● **Material for this exercise**:

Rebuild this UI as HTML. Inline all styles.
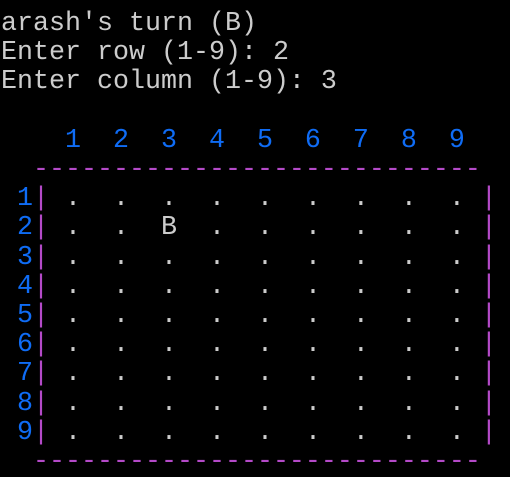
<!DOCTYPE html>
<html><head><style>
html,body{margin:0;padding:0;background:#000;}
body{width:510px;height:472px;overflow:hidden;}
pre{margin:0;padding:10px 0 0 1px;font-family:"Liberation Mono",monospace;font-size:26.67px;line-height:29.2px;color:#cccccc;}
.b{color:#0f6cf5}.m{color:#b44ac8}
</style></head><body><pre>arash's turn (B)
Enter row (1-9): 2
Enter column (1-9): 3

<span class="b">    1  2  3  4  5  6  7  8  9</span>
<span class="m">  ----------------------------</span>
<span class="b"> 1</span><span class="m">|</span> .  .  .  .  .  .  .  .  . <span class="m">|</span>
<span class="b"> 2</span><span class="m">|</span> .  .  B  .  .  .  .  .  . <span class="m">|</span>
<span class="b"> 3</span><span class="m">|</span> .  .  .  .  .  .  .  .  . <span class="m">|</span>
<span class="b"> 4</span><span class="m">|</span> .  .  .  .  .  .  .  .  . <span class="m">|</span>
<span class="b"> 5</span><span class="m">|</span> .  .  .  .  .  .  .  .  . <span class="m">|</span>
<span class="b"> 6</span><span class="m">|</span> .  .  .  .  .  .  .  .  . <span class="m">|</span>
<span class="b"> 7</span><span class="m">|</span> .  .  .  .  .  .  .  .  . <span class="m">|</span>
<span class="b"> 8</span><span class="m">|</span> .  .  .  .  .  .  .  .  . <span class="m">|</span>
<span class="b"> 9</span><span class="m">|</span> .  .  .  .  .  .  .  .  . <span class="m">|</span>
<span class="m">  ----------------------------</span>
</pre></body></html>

---

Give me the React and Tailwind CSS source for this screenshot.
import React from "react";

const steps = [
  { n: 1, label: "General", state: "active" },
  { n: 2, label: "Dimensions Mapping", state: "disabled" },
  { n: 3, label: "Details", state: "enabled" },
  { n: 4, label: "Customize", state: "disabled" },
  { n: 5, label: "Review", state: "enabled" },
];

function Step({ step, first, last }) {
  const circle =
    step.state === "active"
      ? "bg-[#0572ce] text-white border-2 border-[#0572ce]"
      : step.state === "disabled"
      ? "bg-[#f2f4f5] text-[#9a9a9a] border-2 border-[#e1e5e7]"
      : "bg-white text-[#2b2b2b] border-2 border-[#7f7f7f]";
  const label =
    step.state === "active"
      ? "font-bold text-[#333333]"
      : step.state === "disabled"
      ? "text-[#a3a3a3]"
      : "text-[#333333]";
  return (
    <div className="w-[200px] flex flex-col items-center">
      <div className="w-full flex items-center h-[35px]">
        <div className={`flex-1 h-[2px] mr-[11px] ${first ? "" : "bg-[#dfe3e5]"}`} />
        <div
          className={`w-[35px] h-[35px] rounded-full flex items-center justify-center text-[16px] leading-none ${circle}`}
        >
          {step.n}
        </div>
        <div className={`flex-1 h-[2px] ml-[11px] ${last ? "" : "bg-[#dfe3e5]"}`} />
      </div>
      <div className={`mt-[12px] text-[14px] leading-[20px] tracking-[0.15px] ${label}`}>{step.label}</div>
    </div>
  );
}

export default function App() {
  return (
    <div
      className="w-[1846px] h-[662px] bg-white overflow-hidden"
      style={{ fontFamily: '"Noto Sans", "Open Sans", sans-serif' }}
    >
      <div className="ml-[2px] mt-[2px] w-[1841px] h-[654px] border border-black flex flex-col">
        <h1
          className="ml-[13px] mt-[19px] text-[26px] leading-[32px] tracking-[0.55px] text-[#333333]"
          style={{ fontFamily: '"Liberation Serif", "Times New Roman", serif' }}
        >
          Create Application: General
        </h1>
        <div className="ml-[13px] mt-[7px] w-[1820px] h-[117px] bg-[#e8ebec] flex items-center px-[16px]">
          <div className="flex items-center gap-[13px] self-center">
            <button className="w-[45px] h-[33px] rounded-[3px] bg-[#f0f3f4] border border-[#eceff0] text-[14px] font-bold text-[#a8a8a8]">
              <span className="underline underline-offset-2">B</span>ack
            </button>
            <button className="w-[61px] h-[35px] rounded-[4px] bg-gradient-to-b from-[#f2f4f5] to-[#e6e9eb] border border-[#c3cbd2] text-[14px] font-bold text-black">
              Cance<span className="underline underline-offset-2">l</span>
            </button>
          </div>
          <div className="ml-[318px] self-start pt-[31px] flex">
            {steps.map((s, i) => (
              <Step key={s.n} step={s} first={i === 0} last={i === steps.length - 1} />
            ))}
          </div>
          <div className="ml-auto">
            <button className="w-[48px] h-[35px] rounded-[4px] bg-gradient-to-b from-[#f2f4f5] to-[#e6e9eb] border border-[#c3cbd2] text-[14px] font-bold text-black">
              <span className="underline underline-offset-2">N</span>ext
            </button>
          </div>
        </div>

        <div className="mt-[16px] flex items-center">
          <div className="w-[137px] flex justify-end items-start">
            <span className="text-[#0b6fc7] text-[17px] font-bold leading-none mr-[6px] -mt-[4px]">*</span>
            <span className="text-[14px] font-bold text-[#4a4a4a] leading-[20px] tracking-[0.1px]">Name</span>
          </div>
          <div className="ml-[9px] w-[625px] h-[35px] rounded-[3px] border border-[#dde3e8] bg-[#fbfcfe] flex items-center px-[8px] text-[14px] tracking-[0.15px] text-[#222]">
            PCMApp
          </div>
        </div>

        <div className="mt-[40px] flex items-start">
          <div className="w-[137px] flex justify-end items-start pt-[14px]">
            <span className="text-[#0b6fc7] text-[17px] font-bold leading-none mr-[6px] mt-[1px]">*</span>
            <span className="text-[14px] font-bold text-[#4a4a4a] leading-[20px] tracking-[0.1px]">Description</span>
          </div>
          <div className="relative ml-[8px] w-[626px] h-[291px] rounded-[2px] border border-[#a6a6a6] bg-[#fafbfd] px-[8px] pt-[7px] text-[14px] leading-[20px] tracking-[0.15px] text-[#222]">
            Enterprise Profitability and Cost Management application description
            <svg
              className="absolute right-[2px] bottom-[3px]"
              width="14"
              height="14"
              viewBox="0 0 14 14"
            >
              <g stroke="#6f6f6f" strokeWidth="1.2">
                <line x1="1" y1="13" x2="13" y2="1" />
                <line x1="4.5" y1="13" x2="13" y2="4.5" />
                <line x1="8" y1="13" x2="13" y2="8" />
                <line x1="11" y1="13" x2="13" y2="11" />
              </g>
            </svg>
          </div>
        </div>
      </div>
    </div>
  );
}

==

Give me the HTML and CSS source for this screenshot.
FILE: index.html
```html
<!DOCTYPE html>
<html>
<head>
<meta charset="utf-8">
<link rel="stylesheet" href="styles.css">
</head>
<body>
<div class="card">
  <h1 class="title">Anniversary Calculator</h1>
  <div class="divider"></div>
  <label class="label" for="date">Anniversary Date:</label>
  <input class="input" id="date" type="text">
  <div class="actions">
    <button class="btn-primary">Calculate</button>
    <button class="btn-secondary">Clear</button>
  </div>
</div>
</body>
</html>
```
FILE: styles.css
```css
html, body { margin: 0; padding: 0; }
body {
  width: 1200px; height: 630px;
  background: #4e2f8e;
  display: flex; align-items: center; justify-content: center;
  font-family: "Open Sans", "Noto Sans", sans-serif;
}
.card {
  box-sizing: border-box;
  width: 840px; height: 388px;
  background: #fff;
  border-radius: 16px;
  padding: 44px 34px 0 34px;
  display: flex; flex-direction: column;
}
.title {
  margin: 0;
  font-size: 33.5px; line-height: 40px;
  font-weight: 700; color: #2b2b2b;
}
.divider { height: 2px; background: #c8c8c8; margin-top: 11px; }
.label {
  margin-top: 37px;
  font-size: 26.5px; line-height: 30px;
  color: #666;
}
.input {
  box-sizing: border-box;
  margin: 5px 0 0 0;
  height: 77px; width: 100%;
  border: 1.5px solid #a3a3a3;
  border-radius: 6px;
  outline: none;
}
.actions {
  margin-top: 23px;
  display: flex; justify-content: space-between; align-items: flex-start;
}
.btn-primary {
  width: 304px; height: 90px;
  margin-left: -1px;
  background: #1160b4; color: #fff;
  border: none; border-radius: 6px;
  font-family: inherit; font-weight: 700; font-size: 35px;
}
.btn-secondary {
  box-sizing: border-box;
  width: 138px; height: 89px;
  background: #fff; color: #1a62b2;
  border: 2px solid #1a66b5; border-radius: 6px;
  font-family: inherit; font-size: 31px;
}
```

● **Direction**: Up in the listing, locate the line with "Rebuild this UI as HTML. Inline all styles."; print it and every line after it down to the line with "Enter column (1-9): 3", which is included too. Skip the pictures.

● **Problem solution**:
Rebuild this UI as HTML. Inline all styles.
<!DOCTYPE html>
<html><head><style>
html,body{margin:0;padding:0;background:#000;}
body{width:510px;height:472px;overflow:hidden;}
pre{margin:0;padding:10px 0 0 1px;font-family:"Liberation Mono",monospace;font-size:26.67px;line-height:29.2px;color:#cccccc;}
.b{color:#0f6cf5}.m{color:#b44ac8}
</style></head><body><pre>arash's turn (B)
Enter row (1-9): 2
Enter column (1-9): 3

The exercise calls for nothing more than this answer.